- Weekly market update
- 5 minute read
A good week for
- Oil reversed course, surging +8% higher in US dollar terms.
- Japan was the only region to gain in sterling terms, rising +0.9%
A bad week for
- Bonds broadly fell, with gilts down -2.4%
- Equities also weakened, with Europe down -2.6% in sterling terms
US Federal reserve
The market optimism which followed the February US central bank meeting unwound last week. US Federal Reserve chair, Jerome Powell, spoke at the Economics Club of Washington, reiterating some points made in the February Federal Reserve Open Markets Committee statement. However, these remarks had gained new significance in the wake of the strong January labour market report. Powell reiterated that the FOMC had not yet achieved a stance of policy that is sufficiently restrictive to bring inflation down to 2% over time but that financial conditions were better aligned than they were before. The negative market response, in the wake of what was interpreted as a dovish Fed meeting, likely reflects concern that the Fed may continue tightening rates further. Futures markets currently indicate rates peaking around 5.25% in the summer. However, Powell reiterated that the labour market remained “extraordinarily strong”, and that “if the data were to continue to come in stronger than we forecast and we were to conclude that we needed to raise rates more than is priced into the markets…then we would certainly… raise rates more." We anticipate that further tightening will be relatively modest but there is greater scope for turbulence later in the year, with futures markets indicating cuts to rates in the second half of 2023, whereas the Fed may be minded to leave rates steady.

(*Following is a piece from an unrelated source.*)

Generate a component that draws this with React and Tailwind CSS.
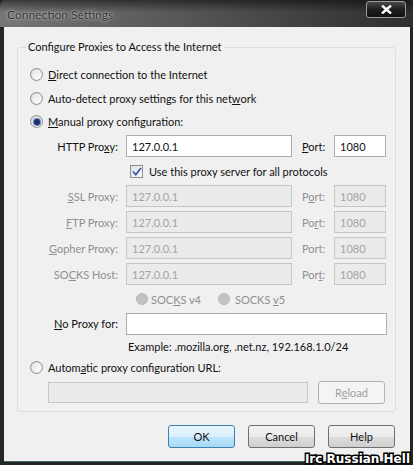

Last week Saudi Arabia increased the price of the oil it sells to Asia. Saudi Arabia’s state oil company Saudi Aramco increased the price of Arab Light grade crude oil sold to Asia by USD0.20 per barrel. The rise comes in anticipation of an increase in demand, now that China has eased Covid-19 restrictions. However, Saudi Arabian oil was already more expensive than other exporters, and the rise takes the price to a USD2 premium to other Arab exporters. It has thus been interpreted as a signal that Aramco is confident on the outlook for oil demand in 2023.
The UK avoided a recession in the fourth quarter of 2022 by the slimmest of margins, delivering 0% growth quarter-on-quarter. This was a weaker performance than analysts had expected, given the surprising strength of growth in November, when the economy grew by 0.1%. However, in December, growth fell by -0.5%. Over the quarter as a whole, consumption was stronger than had been expected, but real consumption spending rose by only 0.1%. Business investment was a bright spot, rising 4.8%, while government spending rose by 0.8%. However, residential investment was weak, falling 3.2%, and net trade detracted a further 0.8%. While the UK has avoided a recession for now, economic contraction remains likely in 2023, given the squeeze to real incomes and consumer confidence remaining weak.

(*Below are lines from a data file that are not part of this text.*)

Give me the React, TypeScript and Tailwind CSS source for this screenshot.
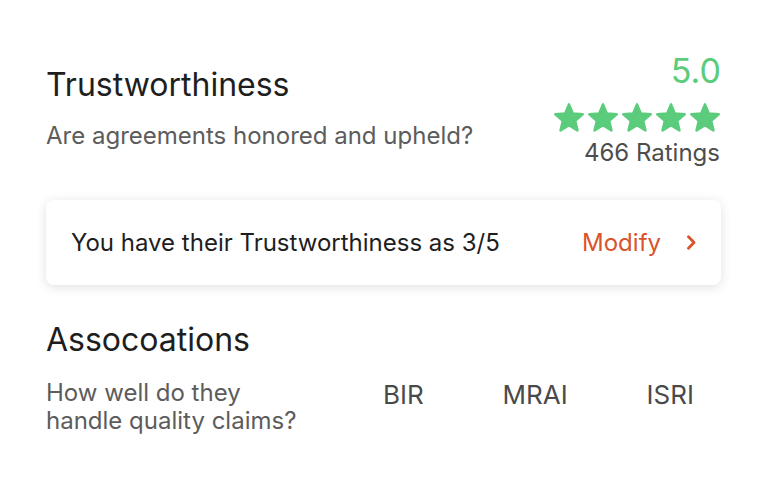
import React from 'react';

// five-point star, rounded tips via round stroke join
function Star() {
  return (
    <svg viewBox="-48 -50 96 92" className="w-[30px] h-[29px]">
      <path
        d="M0 -46 L12.17 -16.75 L43.75 -14.21 L19.69 6.4 L27.04 37.21 L0 20.7 L-27.04 37.21 L-19.69 6.4 L-43.75 -14.21 L-12.17 -16.75 Z"
        fill="#5bcb7c"
        stroke="#5bcb7c"
        strokeWidth="8"
        strokeLinejoin="round"
      />
    </svg>
  );
}

export default function App() {
  return (
    <div className="w-[764px] h-[480px] bg-white font-['Inter',sans-serif] pl-[46px] pr-[44px] pt-[51px]">
      <div className="flex justify-between items-start">
        <div className="pt-[14px]">
          <h1 className="text-[32px] leading-[40px] text-[#1e1e1e]">Trustworthiness</h1>
          <p className="text-[24px] leading-[32px] text-[#5c5c5c] mt-[15px]">Are agreements honored and upheld?</p>
        </div>
        <div className="flex flex-col items-end">
          <div className="text-[34px] leading-[40px] text-[#5bcb7c] -mr-[1px]">5.0</div>
          <div className="flex gap-[4px] mt-[12px]">
            <Star />
            <Star />
            <Star />
            <Star />
            <Star />
          </div>
          <div className="text-[24px] leading-[32px] text-[#4d4d4d] mt-[5px]">466 Ratings</div>
        </div>
      </div>

      <div className="mt-[31px] -mr-[1px] h-[85px] rounded-[8px] bg-white shadow-[0_2px_12px_rgba(0,0,0,0.12)] flex items-center justify-between pl-[25px] pr-[24px]">
        <span className="text-[24px] leading-[32px] text-[#1e1e1e]">You have their Trustworthiness as 3/5</span>
        <span className="flex items-center gap-[25px] text-[24px] leading-[32px] text-[#d9532c]">
          Modify
          <svg viewBox="0 0 11 15" className="w-[11px] h-[15px]" fill="none" stroke="#d9532c" strokeWidth="2.8" strokeLinecap="round" strokeLinejoin="round">
            <path d="M2.5 1.8l5.5 5.7-5.5 5.7" />
          </svg>
        </span>
      </div>

      <h2 className="mt-[35px] text-[32px] leading-[40px] text-[#1e1e1e]">Assocoations</h2>
      <div className="flex items-start mt-[19px]">
        <p className="w-[255px] text-[24px] leading-[28px] text-[#5c5c5c]">How well do they handle quality claims?</p>
        <div className="flex flex-1 justify-between text-[26px] leading-[32px] text-[#4a4a4a] pl-[82px] pr-[26px]">
          <span>BIR</span>
          <span>MRAI</span>
          <span>ISRI</span>
        </div>
      </div>
    </div>
  );
}
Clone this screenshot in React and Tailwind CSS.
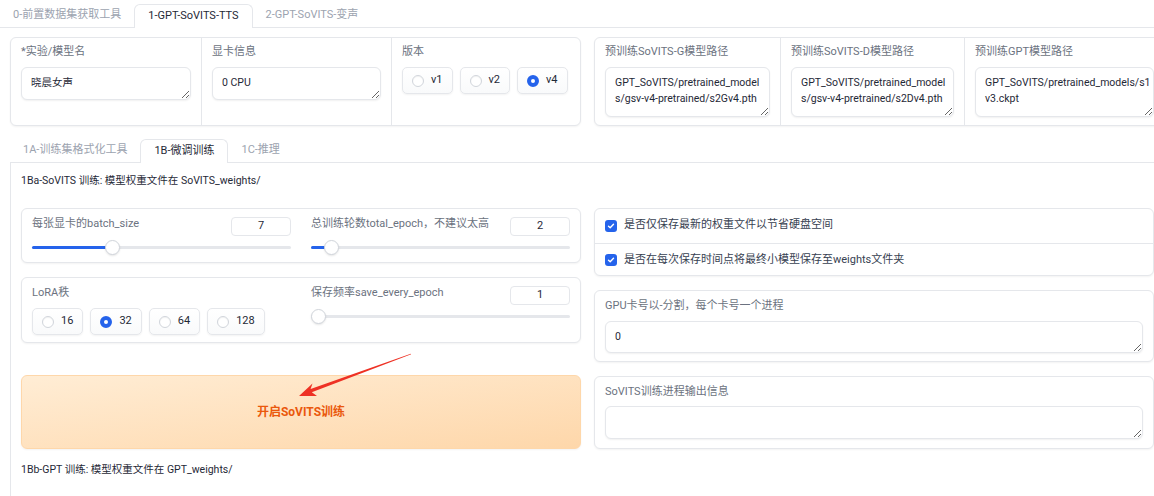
import React from 'react';

const FONT = { fontFamily: 'Roboto, "Noto Sans CJK SC", sans-serif' };

const TOP_TABS = ['0-前置数据集获取工具', '1-GPT-SoVITS-TTS', '2-GPT-SoVITS-变声'];
const SUB_TABS = ['1A-训练集格式化工具', '1B-微调训练', '1C-推理'];

function Tabs({ items, active, className = '' }) {
  return (
    <div className={`flex items-end border-b border-[#e5e7eb] ${className}`}>
      {items.map((t, i) =>
        i === active ? (
          <div key={t} className="h-[24px] -mb-px px-[13px] flex items-center bg-white border border-b-0 border-[#e5e7eb] rounded-t-[6px] text-[11px] text-[#1f2937]">{t}</div>
        ) : (
          <div key={t} className="h-[23px] px-[13px] flex items-center text-[11px] text-[#9ca3af]">{t}</div>
        )
      )}
    </div>
  );
}

function Label({ children, className = '' }) {
  return <div className={`text-[11px] leading-[14px] text-[#6b7280] whitespace-nowrap ${className}`}>{children}</div>;
}

function Box({ lines, h, className = '' }) {
  return (
    <textarea
      readOnly
      wrap="off"
      value={lines.join('\n')}
      className={`block w-full resize-y overflow-hidden bg-white border border-[#e5e7eb] rounded-[6px] shadow-[0_1px_2px_rgba(0,0,0,0.06)] px-[9px] pt-[7px] text-[10.5px] leading-[16px] text-[#1f2937] outline-none ${h} ${className}`}
      style={FONT}
    />
  );
}

function Radio({ label, checked }) {
  return (
    <div className="h-[27px] flex items-center gap-[7px] px-[9px] rounded-[5px] border border-[#e5e7eb] bg-gradient-to-b from-white to-[#f9fafb] shadow-[0_1px_2px_rgba(0,0,0,0.05)]">
      {checked ? (
        <span className="w-[12px] h-[12px] rounded-full border-[4px] border-[#2563eb] bg-white" />
      ) : (
        <span className="w-[12px] h-[12px] rounded-full border border-[#d1d5db] bg-white shadow-[inset_0_1px_1px_rgba(0,0,0,0.05)]" />
      )}
      <span className="text-[11px] text-[#1f2937]">{label}</span>
    </div>
  );
}

function Slider({ pct }) {
  // thumb centre travels from 7.5px to width-7.5px
  const pos = `calc(7.5px + (100% - 15px) * ${pct})`;
  return (
    <div className="relative h-[15px] mt-[4px]">
      <div className="absolute left-0 right-0 top-[6px] h-[3px] rounded-full bg-[#e5e7eb]" />
      <div className="absolute left-0 top-[6px] h-[3px] rounded-full bg-[#2563eb]" style={{ width: pct > 0 ? pos : 0 }} />
      <div className="absolute top-0 w-[15px] h-[15px] -ml-[7.5px] rounded-full bg-white border border-[#d1d5db] shadow-[0_1px_2px_rgba(0,0,0,0.1)]" style={{ left: pos }} />
    </div>
  );
}

function NumberSlider({ label, value, pct }) {
  return (
    <div>
      <div className="flex justify-between items-start">
        <Label>{label}</Label>
        <div className="w-[60px] h-[19px] flex items-center justify-center rounded-[4px] border border-[#e5e7eb] bg-white text-[11px] text-[#1f2937]">{value}</div>
      </div>
      <Slider pct={pct} />
    </div>
  );
}

function Check({ children, border }) {
  return (
    <div className={`h-[34px] flex items-center gap-[7px] px-[10px] ${border ? 'border-t border-[#e5e7eb]' : ''}`}>
      <span className="w-[12px] h-[12px] rounded-[3px] bg-[#2563eb] flex items-center justify-center">
        <svg width="8" height="8" viewBox="0 0 8 8"><path d="M1.5 4.2 L3.2 5.8 L6.5 2.3" fill="none" stroke="white" strokeWidth="1.4" strokeLinecap="round" strokeLinejoin="round" /></svg>
      </span>
      <span className="text-[11px] text-[#374151] whitespace-nowrap">{children}</span>
    </div>
  );
}

const block = 'border border-[#e5e7eb] rounded-[6px] bg-white shadow-[0_1px_2px_rgba(0,0,0,0.05)]';

export default function App() {
  return (
    <div className="relative w-[1154px] h-[496px] overflow-hidden bg-white" style={FONT}>
      <div className="w-[1176px]">
        <Tabs items={TOP_TABS} active={1} className="h-[28px]" />

        <div className="px-[10px] pt-[9px]">
          {/* top row */}
          <div className="flex gap-[13px]">
            <div className={`w-[571px] h-[89px] flex ${block}`}>
              <div className="w-[190px] px-[10px] pt-[7px]">
                <Label>*实验/模型名</Label>
                <Box lines={['晓晨女声']} h="h-[33px]" className="mt-[8px]" />
              </div>
              <div className="w-[190px] px-[10px] pt-[7px] border-l border-[#e5e7eb]">
                <Label>显卡信息</Label>
                <Box lines={['0 CPU']} h="h-[33px]" className="mt-[8px]" />
              </div>
              <div className="flex-1 px-[10px] pt-[7px] border-l border-[#e5e7eb]">
                <Label>版本</Label>
                <div className="flex gap-[7px] mt-[8px]">
                  <Radio label="v1" />
                  <Radio label="v2" />
                  <Radio label="v4" checked />
                </div>
              </div>
            </div>

            <div className={`w-[571px] h-[89px] flex ${block}`}>
              <div className="w-[185px] px-[10px] pt-[7px]">
                <Label>预训练SoVITS-G模型路径</Label>
                <Box lines={['GPT_SoVITS/pretrained_model', 's/gsv-v4-pretrained/s2Gv4.pth']} h="h-[50px]" className="mt-[8px]" />
              </div>
              <div className="w-[184px] px-[10px] pt-[7px] border-l border-[#e5e7eb]">
                <Label>预训练SoVITS-D模型路径</Label>
                <Box lines={['GPT_SoVITS/pretrained_model', 's/gsv-v4-pretrained/s2Dv4.pth']} h="h-[50px]" className="mt-[8px]" />
              </div>
              <div className="flex-1 px-[10px] pt-[7px] border-l border-[#e5e7eb]">
                <Label>预训练GPT模型路径</Label>
                <Box lines={['GPT_SoVITS/pretrained_models/s1', 'v3.ckpt']} h="h-[50px]" className="mt-[8px]" />
              </div>
            </div>
          </div>

          <Tabs items={SUB_TABS} active={1} className="mt-[13px] h-[24px] w-[1155px]" />

          {/* 1B panel */}
          <div className="w-[1155px] h-[400px] border-x border-[#e5e7eb] px-[10px] pt-[11px]">
            <div className="text-[10.5px] leading-[14px] text-[#1f2937]">1Ba-SoVITS 训练: 模型权重文件在 SoVITS_weights/</div>

            <div className="grid grid-cols-[560px_560px] gap-x-[13px] items-start mt-[19.5px]">
              <div className="flex flex-col">
                <div className={`h-[55px] px-[10px] pt-[8px] grid grid-cols-2 gap-x-[20px] ${block}`}>
                  <NumberSlider label="每张显卡的batch_size" value="7" pct={0.3} />
                  <NumberSlider label="总训练轮数total_epoch，不建议太高" value="2" pct={0.055} />
                </div>

                <div className={`h-[66px] mt-[14px] px-[10px] pt-[8px] grid grid-cols-2 gap-x-[20px] ${block}`}>
                  <div>
                    <Label>LoRA秩</Label>
                    <div className="flex gap-[7px] mt-[8.5px]">
                      <Radio label="16" />
                      <Radio label="32" checked />
                      <Radio label="64" />
                      <Radio label="128" />
                    </div>
                  </div>
                  <NumberSlider label="保存频率save_every_epoch" value="1" pct={0} />
                </div>

                <button className="mt-[32px] h-[74px] w-full rounded-[6px] border border-[#fed7aa] bg-gradient-to-br from-[#ffedd5] to-[#fed7aa] shadow-[0_1px_2px_rgba(0,0,0,0.05)] text-[12px] font-bold text-[#ea580c]">
                  开启SoVITS训练
                </button>
              </div>

              <div className="flex flex-col">
                <div className={`h-[68px] ${block}`}>
                  <Check>是否仅保存最新的权重文件以节省硬盘空间</Check>
                  <Check border>是否在每次保存时间点将最终小模型保存至weights文件夹</Check>
                </div>

                <div className={`h-[72px] mt-[14px] px-[10px] pt-[8px] ${block}`}>
                  <Label>GPU卡号以-分割，每个卡号一个进程</Label>
                  <Box lines={['0']} h="h-[32px]" className="mt-[8px]" />
                </div>

                <div className={`h-[73px] mt-[14px] px-[10px] pt-[8px] ${block}`}>
                  <Label>SoVITS训练进程输出信息</Label>
                  <Box lines={['']} h="h-[33px]" className="mt-[7.5px]" />
                </div>
              </div>
            </div>

            <div className="mt-[14.5px] text-[10.5px] leading-[14px] text-[#1f2937]">1Bb-GPT 训练: 模型权重文件在 GPT_weights/</div>
          </div>
        </div>
      </div>

      {/* red annotation arrow */}
      <svg className="absolute left-0 top-0 pointer-events-none" width="1154" height="496">
        <polygon
          points="299,396 317,396 311.8,392.2 411.2,354.3 410.8,353.7 310.6,388.9 312.5,383.5"
          fill="#ee3124"
        />
      </svg>
    </div>
  );
}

Data from the Royal Institution of Chartered Surveyors suggested that weakness in the UK real estate sector continued in January. The RICS house price balance slipped to -47% in January, it’s lowest level since the global financial crisis. This reflected weak new buyer demand, but the survey indicated sales, listings and prices were also on a downward trend. The housing market is suffering the impact of higher interest rates and the higher cost of living, both of which are impacting the affordability of mortgages. Consumer confidence is also weak, as is often the case when house prices weaken, as housing makes up a significant proportion of many households’ wealth. However, even if UK house prices fall by 10%, as some predict, they would still be above their pre-pandemic level.
UK fiscal policy
Pharmaceuticals firm AstraZeneca has cancelled plans to build a new plant in the UK. The company’s CEO has blamed this decision on the UK’s unattractive tax regime, instead opting for Ireland. The decision comes ahead of the Chancellor’s spring statement, when changes to UK fiscal policy could be announced. Fortunately, the government likely has more fiscal headroom than previously forecast, due to energy prices falling. This could cut the amount of government spending needed to fund the Energy Price Guarantee. However, the Office for Budget Responsibility is expected to revise down the UK’s long-term growth projections, making the longer term picture for repaying debt more challenging.